§ GIVEN PROBLEM
Search the data below for the word "styles" and copy each line that holds it.

-- begin MATERIAL FOR THIS EXERCISE --

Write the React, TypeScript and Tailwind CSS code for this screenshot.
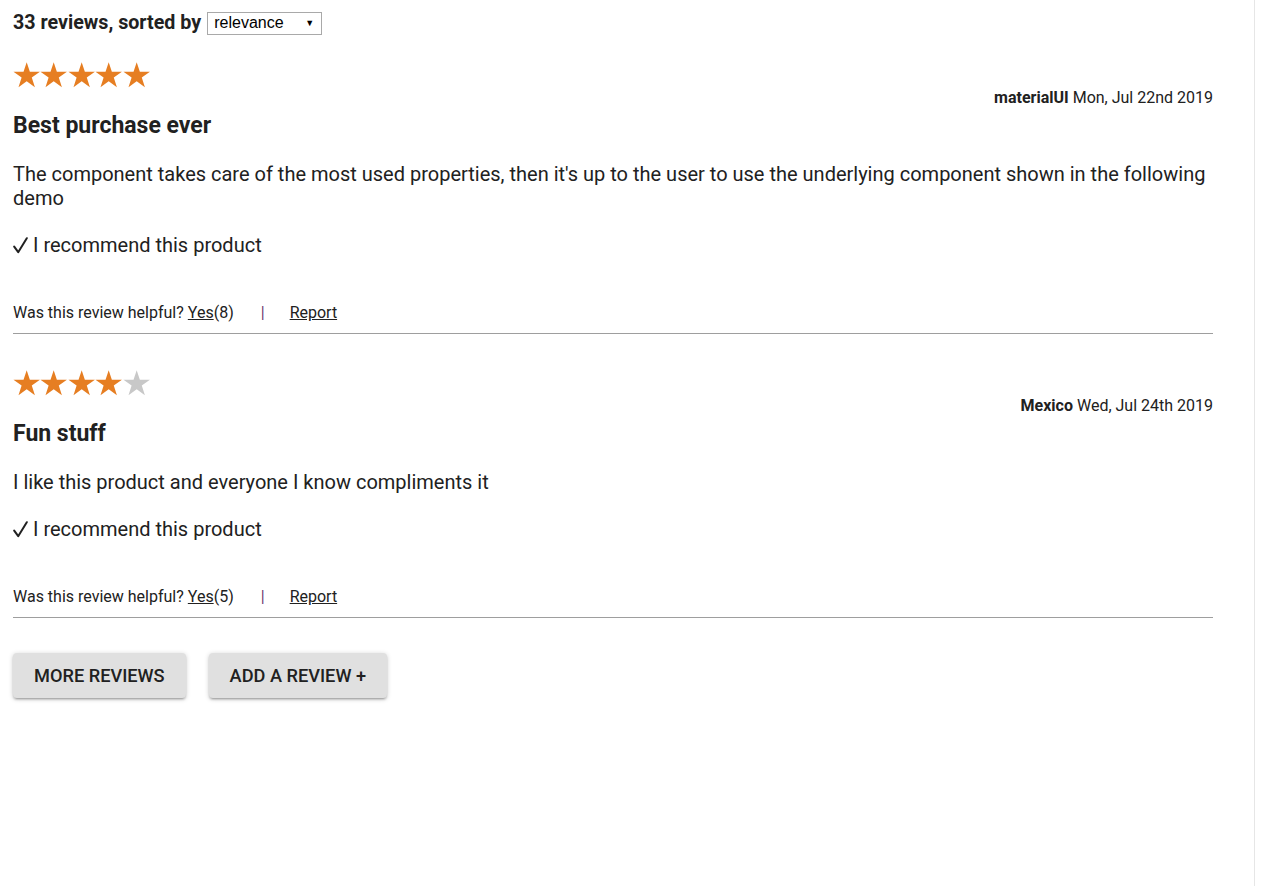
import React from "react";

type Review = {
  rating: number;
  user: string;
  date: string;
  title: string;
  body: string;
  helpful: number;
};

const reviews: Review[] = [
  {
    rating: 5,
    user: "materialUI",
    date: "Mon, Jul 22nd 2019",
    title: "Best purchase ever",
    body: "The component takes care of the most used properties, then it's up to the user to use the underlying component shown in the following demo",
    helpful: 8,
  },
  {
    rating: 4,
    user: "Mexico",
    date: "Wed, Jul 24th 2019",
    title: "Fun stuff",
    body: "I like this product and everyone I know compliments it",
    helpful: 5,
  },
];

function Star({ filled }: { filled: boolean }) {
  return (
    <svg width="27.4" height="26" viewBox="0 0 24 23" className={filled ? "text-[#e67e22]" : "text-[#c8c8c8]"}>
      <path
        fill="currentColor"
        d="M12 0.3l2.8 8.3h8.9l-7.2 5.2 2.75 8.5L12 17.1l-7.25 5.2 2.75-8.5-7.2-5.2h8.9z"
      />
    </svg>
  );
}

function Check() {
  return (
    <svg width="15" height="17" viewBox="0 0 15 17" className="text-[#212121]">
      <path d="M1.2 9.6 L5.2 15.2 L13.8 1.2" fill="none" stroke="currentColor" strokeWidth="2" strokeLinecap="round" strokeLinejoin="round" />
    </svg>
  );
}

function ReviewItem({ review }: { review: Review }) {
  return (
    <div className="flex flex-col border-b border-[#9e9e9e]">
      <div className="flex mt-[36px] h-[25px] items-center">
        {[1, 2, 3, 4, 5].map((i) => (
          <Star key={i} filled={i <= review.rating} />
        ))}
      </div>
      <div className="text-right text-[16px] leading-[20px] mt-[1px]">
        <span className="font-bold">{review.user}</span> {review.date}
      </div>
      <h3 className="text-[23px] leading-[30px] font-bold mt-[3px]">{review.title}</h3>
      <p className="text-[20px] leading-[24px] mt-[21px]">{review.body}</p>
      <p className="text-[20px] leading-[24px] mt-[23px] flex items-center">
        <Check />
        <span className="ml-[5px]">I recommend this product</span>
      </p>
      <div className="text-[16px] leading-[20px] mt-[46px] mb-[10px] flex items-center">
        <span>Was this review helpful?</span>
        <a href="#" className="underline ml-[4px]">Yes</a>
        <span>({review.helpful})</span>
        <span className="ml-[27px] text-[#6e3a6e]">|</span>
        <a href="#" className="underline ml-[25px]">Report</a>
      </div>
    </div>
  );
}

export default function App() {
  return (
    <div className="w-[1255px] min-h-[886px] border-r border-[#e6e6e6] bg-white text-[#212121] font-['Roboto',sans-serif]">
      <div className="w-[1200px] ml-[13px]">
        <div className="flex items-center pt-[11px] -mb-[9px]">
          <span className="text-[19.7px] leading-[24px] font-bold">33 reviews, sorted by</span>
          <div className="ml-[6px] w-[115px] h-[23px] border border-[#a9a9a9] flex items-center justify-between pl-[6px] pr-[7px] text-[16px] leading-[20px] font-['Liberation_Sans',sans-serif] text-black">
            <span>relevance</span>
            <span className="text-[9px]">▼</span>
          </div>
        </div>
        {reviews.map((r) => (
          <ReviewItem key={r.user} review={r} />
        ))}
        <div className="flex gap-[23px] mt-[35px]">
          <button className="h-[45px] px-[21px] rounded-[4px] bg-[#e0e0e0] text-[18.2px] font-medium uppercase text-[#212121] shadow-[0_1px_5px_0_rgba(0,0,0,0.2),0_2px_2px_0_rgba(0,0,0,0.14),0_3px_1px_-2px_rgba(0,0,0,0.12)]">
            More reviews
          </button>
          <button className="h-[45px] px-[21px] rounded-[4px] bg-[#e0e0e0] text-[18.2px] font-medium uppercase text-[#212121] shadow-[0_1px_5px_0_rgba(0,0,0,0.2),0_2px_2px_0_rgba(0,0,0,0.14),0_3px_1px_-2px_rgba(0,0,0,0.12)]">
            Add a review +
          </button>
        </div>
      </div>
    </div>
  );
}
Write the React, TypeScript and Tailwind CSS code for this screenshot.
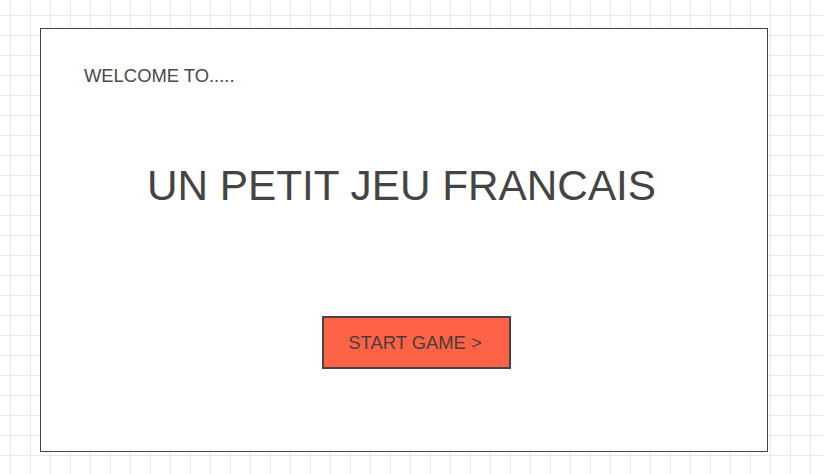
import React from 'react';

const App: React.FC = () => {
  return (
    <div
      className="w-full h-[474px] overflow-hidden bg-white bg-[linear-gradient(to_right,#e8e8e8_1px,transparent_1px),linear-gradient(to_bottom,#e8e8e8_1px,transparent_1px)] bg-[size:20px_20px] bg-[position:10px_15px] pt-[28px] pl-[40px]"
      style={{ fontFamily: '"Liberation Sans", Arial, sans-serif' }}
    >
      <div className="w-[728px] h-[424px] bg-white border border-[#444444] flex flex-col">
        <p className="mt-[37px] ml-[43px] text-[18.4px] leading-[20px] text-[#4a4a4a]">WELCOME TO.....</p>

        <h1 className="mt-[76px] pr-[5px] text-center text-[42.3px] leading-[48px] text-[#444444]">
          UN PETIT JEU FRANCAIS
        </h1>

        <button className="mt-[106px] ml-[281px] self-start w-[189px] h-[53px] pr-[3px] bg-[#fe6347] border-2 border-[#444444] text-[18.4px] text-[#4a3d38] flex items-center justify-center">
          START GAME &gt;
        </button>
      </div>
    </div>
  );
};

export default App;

-- end MATERIAL FOR THIS EXERCISE --
-- begin MATERIAL FOR THIS EXERCISE --

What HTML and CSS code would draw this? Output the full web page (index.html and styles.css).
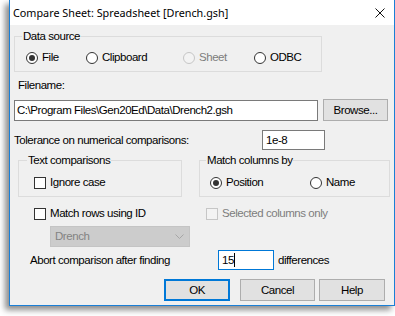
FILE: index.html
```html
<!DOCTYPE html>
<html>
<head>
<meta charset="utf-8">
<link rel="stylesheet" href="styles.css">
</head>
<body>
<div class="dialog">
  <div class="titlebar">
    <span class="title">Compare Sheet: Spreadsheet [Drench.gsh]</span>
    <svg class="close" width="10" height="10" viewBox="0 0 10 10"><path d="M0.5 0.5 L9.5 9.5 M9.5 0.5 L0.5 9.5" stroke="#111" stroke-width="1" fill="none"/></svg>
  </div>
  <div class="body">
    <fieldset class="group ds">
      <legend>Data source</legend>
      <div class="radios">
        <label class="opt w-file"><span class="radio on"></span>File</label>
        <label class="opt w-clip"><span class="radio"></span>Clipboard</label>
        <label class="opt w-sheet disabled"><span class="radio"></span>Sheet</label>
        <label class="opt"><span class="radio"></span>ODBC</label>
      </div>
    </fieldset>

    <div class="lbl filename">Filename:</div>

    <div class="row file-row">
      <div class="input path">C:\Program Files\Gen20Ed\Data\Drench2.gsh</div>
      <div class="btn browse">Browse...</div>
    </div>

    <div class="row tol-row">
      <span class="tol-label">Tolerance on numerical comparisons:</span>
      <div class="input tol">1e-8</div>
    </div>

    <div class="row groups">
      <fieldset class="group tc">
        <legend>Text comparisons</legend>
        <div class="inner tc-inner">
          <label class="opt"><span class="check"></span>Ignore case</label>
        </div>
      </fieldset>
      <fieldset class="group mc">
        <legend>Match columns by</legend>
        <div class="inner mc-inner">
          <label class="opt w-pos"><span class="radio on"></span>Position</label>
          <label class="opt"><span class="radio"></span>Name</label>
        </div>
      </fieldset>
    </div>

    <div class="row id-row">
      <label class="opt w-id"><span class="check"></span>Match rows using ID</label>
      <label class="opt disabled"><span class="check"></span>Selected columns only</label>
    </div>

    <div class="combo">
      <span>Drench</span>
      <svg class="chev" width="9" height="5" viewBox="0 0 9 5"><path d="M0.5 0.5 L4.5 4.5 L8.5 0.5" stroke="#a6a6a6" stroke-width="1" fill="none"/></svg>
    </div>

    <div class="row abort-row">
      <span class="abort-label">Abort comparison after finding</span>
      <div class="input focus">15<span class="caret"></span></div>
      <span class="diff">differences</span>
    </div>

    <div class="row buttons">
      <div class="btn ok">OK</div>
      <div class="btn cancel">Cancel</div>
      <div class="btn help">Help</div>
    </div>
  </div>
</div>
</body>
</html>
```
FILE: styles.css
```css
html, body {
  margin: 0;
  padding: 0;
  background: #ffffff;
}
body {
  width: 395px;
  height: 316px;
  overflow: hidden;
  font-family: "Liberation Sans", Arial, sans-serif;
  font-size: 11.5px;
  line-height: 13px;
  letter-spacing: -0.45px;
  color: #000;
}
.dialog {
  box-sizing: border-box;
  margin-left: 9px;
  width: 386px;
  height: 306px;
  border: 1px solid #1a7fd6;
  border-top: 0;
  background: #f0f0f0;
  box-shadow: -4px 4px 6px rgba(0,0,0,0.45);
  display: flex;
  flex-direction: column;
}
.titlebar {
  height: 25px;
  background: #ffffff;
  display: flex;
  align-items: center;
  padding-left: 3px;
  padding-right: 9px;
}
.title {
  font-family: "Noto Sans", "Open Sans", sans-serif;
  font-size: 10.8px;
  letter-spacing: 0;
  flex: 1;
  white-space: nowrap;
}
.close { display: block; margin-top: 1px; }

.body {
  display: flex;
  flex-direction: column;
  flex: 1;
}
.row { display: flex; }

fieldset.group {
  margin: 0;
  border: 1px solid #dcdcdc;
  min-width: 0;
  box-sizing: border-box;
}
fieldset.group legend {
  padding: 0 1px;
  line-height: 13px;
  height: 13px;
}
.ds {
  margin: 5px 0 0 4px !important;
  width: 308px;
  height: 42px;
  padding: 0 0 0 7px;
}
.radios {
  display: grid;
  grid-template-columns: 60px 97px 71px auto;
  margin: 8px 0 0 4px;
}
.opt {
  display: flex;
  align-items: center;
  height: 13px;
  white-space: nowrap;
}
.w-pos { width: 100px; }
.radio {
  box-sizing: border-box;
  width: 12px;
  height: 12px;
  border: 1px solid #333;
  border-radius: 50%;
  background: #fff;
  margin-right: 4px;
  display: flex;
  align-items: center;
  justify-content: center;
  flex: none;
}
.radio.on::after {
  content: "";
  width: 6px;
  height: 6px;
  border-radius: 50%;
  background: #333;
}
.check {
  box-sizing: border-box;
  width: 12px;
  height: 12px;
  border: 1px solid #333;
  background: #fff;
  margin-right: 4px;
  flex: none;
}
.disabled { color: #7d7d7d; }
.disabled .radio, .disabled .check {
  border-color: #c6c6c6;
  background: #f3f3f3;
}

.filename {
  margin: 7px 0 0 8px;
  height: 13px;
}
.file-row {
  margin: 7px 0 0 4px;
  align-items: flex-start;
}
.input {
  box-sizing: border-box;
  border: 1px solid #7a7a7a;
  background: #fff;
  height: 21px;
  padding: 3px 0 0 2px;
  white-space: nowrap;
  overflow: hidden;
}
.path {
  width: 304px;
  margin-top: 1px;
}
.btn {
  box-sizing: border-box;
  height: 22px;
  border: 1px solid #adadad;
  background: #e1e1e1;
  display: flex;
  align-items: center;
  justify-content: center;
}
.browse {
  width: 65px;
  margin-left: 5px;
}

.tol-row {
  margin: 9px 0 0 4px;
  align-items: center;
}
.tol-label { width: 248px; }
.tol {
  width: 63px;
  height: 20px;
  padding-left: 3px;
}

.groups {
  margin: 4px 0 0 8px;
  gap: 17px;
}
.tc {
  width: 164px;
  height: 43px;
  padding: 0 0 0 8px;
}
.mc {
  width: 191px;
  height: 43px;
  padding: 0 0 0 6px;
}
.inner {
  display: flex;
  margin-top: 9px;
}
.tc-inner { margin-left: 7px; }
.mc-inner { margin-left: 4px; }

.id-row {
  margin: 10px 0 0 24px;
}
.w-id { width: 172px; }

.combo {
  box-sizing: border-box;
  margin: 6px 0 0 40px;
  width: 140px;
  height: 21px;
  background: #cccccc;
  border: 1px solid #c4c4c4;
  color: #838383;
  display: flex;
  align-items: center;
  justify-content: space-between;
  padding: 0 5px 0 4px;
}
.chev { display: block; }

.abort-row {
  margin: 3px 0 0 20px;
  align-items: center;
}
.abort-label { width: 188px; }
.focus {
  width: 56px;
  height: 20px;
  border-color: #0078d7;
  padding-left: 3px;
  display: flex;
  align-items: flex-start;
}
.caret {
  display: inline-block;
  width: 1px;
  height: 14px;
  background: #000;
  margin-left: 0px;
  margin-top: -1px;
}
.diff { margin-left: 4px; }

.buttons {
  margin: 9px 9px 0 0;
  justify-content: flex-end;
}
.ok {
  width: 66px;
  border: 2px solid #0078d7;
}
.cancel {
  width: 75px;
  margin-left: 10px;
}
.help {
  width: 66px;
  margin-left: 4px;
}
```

-- end MATERIAL FOR THIS EXERCISE --

§ SOLVED EXERCISE
What HTML and CSS code would draw this? Output the full web page (index.html and styles.css).
<link rel="stylesheet" href="styles.css">
FILE: styles.css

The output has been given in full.